Things to watch for as the worship leader
The melody demands breath and space. The lines are long, the phrasing is hymn-like, and if the band is pushing even slightly ahead of the congregation, the room will fall a half-beat behind and the song loses its procession quality. Listen for where the congregation is breathing and stay with them.
The temptation is to build energy on the final chorus. Resist it. This song is not a crescendo song. The power is in the accumulation of the lyric, not the volume of the moment. A quieter final chorus, sung with conviction rather than with gain, will land deeper than a wall of sound.
Watch also for the word "strangers." It appears in the lyric drawn from Hebrews 11:13 and carries real theological freight. Take a breath before it. Let the room feel what it means to sing that we are foreigners here.

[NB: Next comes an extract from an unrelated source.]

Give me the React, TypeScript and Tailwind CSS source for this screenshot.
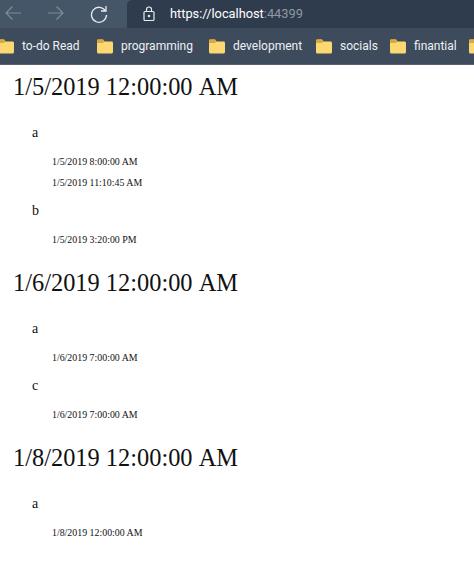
import React from "react";

const Folder = () => (
  <svg width="16" height="15" viewBox="0 0 16 15" className="shrink-0">
    <path d="M0 2C0 1 .6.500 1.500.500H6L7.500 2.500H14.500C15.400 2.500 16 3.100 16 4V13c0 .9-.6 1.500-1.500 1.500h-13C.6 14.500 0 13.900 0 13Z" fill="#fbd872" />
    <path d="M0 2C0 1 .6.500 1.500.500H6L7.500 2.500 6 4H0Z" fill="#d9a93c" />
  </svg>
);

const Bookmark = ({ label, className }: { label: string; className: string }) => (
  <div className={`flex items-center gap-[8px] ${className}`}>
    <Folder />
    <span className="text-[12px] leading-none text-[#eef1f4] font-['Roboto',sans-serif] whitespace-nowrap">{label}</span>
  </div>
);

const Group = ({ title, items }: { title: string; items: [string, string[]][] }) => (
  <section>
    <h1 className="text-[24.4px] leading-[27px] text-[#111] [font-kerning:none] -ml-px">{title}</h1>
    <div className="pl-[18px] pt-[25px]">
      {items.map(([name, times]) => (
        <div key={name} className="mb-[14px]">
          <h3 className="text-[14px] leading-[16px] text-[#111]">{name}</h3>
          <div className="pl-[20px] pt-[15px]">
            {times.map((t) => (
              <p key={t} className="text-[9.9px] leading-[12px] mb-[9px] text-[#111] whitespace-nowrap">{t}</p>
            ))}
          </div>
        </div>
      ))}
    </div>
  </section>
);

export default function App() {
  return (
    <div className="w-[474px] h-[574px] overflow-hidden bg-white font-['Liberation_Serif',serif]">
      <header className="h-[65px] bg-[#3d4b5d] border-b border-[#59636f]">
        <div className="h-[28px] flex items-center bg-[#465669]">
          <div className="flex items-center w-[127px] shrink-0">
            <svg width="16" height="14" viewBox="0 0 16 14" className="ml-[5px] -mt-[2px]" fill="none" stroke="#7e8b9a" strokeWidth="1.200"><path d="M16 7H1M7.500 .5 1 7l6.500 6.500" /></svg>
            <svg width="16" height="14" viewBox="0 0 16 14" className="ml-[27px] -mt-[2px]" fill="none" stroke="#7e8b9a" strokeWidth="1.200"><path d="M0 7h15M8.500 .5 15 7l-6.500 6.500" /></svg>
            <svg width="18" height="18" viewBox="0 0 18 18" className="ml-[26px]" fill="none" stroke="#e8ebee" strokeWidth="1.300"><path d="M15.500 6A7.500 7.500 0 1 0 16.500 10M16 1v5h-5" /></svg>
          </div>
          <div className="flex-1 h-[28px] bg-[#2f3c4d] rounded-tl-[5px] flex items-center">
            <svg width="14" height="16" viewBox="0 0 14 16" className="ml-[15px]" fill="none" stroke="#e8ebee" strokeWidth="1.200"><rect x="2" y="5.500" width="10" height="9" rx="1" /><path d="M4.500 5.500V3.500a2.500 2.500 0 0 1 5 0v2" /><circle cx="7" cy="10" r=".7" fill="#e8ebee" /></svg>
            <span className="ml-[14px] text-[12.800px] font-['Roboto',sans-serif] text-white">https://localhost<span className="text-[#8f99a5]">:44399</span></span>
          </div>
        </div>
        <div className="h-[36px] flex items-center">
          <div className="flex items-center -ml-[2px]">
            <Bookmark label="to-do Read" className="w-[99px]" />
            <Bookmark label="programming" className="w-[112px]" />
            <Bookmark label="development" className="w-[107px]" />
            <Bookmark label="socials" className="w-[74px]" />
            <Bookmark label="finantial" className="w-[79px]" />
            <Folder />
          </div>
        </div>
      </header>
      <main className="pl-[14px] pt-[8px] flex flex-col gap-[9px]">
        <Group title="1/5/2019 12:00:00 AM" items={[["a", ["1/5/2019 8:00:00 AM", "1/5/2019 11:10:45 AM"]], ["b", ["1/5/2019 3:20:00 PM"]]]} />
        <Group title="1/6/2019 12:00:00 AM" items={[["a", ["1/6/2019 7:00:00 AM"]], ["c", ["1/6/2019 7:00:00 AM"]]]} />
        <Group title="1/8/2019 12:00:00 AM" items={[["a", ["1/8/2019 12:00:00 AM"]]]} />
      </main>
    </div>
  );
}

A note for the team behind you (techs, vocalists, band)
The arrangement calls for restraint, not absence. Every instrument has a job but that job is to support the lyric without drawing attention to itself. This is not a song where a guitar lead or a synth pad should be making its own argument. If it's pulling the ear away from the words, it's too much.
Vocalists, know all the verses before Sunday. The lyric changes significantly verse to verse and harmonies that work on the chorus may need to drop back to unison on more complex lyric lines so the congregation can stay with the melody. The band should be listening to the room more than to each other on this one. If the congregation is singing, support that. If they're quiet, don't fill the quiet with more.
FOH, keep the lead vocal forward and clear. The room needs to hear every word. Reverb that works in the verse can swallow the lyric in the busier sections, so ride that carefully. If the room is carrying the song, pull the lead back slightly and let the congregation be heard in the house mix.